Your goal:
Wherever the string "component" appears in a line, extract that line.

Given records:
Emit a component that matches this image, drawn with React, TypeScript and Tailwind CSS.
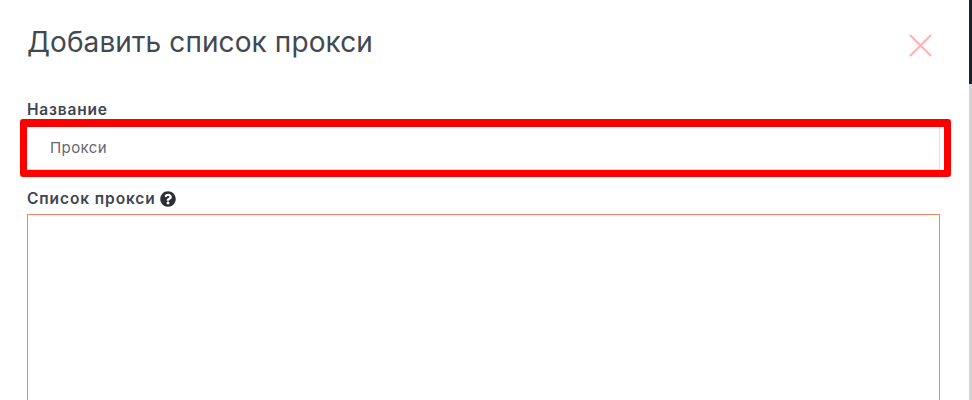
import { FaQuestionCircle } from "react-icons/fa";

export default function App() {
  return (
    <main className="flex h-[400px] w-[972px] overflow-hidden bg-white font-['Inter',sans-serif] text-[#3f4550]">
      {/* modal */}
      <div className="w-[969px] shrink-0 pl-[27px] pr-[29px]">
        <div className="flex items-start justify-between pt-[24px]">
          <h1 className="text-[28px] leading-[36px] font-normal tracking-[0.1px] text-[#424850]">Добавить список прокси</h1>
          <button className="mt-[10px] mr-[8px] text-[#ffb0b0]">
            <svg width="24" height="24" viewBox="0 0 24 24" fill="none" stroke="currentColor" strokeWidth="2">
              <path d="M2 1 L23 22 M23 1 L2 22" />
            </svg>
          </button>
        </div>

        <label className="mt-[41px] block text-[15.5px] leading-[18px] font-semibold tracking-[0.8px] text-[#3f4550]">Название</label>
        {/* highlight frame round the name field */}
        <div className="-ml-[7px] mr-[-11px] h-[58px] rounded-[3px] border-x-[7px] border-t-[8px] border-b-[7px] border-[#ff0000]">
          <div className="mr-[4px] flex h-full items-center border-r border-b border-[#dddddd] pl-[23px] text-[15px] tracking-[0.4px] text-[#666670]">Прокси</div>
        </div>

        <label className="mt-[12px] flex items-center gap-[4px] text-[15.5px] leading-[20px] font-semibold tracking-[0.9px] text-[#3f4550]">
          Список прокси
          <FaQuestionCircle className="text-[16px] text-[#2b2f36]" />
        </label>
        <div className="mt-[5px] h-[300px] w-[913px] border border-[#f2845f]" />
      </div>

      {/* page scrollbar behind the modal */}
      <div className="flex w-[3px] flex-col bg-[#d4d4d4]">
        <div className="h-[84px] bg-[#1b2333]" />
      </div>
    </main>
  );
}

--

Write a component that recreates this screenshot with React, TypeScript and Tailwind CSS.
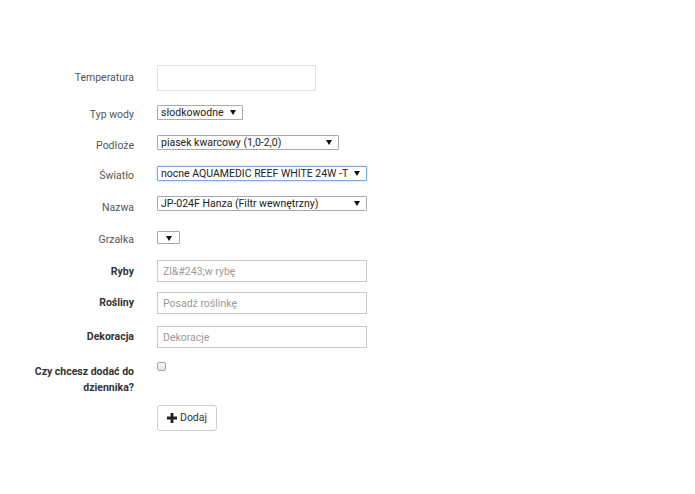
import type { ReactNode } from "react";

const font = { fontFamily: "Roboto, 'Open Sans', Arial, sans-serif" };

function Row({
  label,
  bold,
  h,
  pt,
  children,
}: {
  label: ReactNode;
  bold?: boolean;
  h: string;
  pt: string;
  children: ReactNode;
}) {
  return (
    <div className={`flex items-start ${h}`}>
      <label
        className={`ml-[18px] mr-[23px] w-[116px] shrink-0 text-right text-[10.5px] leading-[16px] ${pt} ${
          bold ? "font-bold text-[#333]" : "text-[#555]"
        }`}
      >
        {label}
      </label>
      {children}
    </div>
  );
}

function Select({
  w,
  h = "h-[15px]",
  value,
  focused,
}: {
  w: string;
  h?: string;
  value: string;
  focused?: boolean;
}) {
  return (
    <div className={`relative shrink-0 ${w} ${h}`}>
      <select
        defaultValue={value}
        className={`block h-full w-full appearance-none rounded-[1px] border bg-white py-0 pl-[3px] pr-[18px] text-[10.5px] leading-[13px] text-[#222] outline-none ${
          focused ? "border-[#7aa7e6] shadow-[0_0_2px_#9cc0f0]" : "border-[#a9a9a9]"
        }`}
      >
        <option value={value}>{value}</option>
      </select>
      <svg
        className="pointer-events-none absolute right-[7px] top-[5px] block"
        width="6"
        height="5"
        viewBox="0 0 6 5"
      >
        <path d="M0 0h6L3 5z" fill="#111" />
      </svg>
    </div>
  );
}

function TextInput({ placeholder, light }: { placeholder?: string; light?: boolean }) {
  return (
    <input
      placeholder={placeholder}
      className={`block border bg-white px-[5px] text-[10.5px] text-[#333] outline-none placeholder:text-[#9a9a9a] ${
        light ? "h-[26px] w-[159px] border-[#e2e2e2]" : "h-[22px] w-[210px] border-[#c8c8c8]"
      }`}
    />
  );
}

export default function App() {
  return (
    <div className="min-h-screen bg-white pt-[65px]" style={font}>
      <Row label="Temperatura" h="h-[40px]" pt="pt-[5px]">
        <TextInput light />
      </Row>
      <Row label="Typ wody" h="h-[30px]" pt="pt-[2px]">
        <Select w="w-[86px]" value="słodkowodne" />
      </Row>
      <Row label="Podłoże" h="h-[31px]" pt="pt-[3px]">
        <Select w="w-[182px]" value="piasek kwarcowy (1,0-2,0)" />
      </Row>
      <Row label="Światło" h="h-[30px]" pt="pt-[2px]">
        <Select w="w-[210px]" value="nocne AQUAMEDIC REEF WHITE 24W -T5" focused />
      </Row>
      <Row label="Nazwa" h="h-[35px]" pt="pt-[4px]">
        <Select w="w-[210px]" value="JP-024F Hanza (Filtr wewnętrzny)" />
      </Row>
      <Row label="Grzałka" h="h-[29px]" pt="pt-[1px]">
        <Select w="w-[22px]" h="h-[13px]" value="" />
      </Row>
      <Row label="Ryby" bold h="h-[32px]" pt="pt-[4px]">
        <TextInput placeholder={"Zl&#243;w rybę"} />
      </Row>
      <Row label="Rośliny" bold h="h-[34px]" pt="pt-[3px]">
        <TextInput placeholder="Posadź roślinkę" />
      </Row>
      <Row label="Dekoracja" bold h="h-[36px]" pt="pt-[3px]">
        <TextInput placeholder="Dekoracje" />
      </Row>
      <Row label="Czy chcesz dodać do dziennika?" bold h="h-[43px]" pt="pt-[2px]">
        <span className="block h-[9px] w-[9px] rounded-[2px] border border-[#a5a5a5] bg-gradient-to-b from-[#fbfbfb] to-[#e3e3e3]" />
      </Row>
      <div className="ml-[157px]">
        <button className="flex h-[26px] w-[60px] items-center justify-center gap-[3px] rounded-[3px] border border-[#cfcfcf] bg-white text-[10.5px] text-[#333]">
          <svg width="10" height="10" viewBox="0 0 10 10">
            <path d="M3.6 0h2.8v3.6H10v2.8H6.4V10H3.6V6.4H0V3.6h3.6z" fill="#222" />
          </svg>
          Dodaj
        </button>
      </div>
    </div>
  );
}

* * *

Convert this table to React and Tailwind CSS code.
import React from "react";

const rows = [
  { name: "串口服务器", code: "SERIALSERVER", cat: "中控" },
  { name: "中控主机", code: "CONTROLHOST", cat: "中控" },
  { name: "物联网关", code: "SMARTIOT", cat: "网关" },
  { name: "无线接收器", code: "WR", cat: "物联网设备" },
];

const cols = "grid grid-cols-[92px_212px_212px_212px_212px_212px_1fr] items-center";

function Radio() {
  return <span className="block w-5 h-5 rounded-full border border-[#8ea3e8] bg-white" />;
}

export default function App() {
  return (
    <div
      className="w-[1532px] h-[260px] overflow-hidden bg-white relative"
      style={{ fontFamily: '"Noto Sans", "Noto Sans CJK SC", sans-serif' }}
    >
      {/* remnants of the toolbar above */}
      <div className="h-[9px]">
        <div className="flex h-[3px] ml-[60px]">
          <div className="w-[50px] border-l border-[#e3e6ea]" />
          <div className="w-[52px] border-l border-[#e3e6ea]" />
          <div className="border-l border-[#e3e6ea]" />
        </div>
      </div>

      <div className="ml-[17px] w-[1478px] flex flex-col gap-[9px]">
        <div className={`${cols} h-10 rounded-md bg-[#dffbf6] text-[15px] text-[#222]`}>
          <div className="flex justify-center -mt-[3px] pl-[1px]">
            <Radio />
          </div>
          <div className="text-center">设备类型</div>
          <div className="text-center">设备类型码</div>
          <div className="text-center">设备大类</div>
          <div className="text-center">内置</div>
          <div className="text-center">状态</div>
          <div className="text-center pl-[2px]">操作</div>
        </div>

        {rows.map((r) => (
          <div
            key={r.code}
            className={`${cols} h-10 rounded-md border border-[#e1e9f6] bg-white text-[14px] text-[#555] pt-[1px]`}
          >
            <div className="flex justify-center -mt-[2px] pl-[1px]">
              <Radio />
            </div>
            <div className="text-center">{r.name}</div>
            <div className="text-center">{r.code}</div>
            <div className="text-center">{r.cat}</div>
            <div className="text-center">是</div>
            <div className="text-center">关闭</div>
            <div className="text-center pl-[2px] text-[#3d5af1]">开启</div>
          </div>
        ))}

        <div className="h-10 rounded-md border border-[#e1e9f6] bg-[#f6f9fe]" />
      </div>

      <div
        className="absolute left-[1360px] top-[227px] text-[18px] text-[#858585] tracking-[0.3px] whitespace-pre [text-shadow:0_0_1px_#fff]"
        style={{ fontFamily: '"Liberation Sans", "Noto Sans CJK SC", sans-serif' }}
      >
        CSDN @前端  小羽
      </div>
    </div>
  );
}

Task result:
Emit a component that matches this image, drawn with React, TypeScript and Tailwind CSS.
Write a component that recreates this screenshot with React, TypeScript and Tailwind CSS.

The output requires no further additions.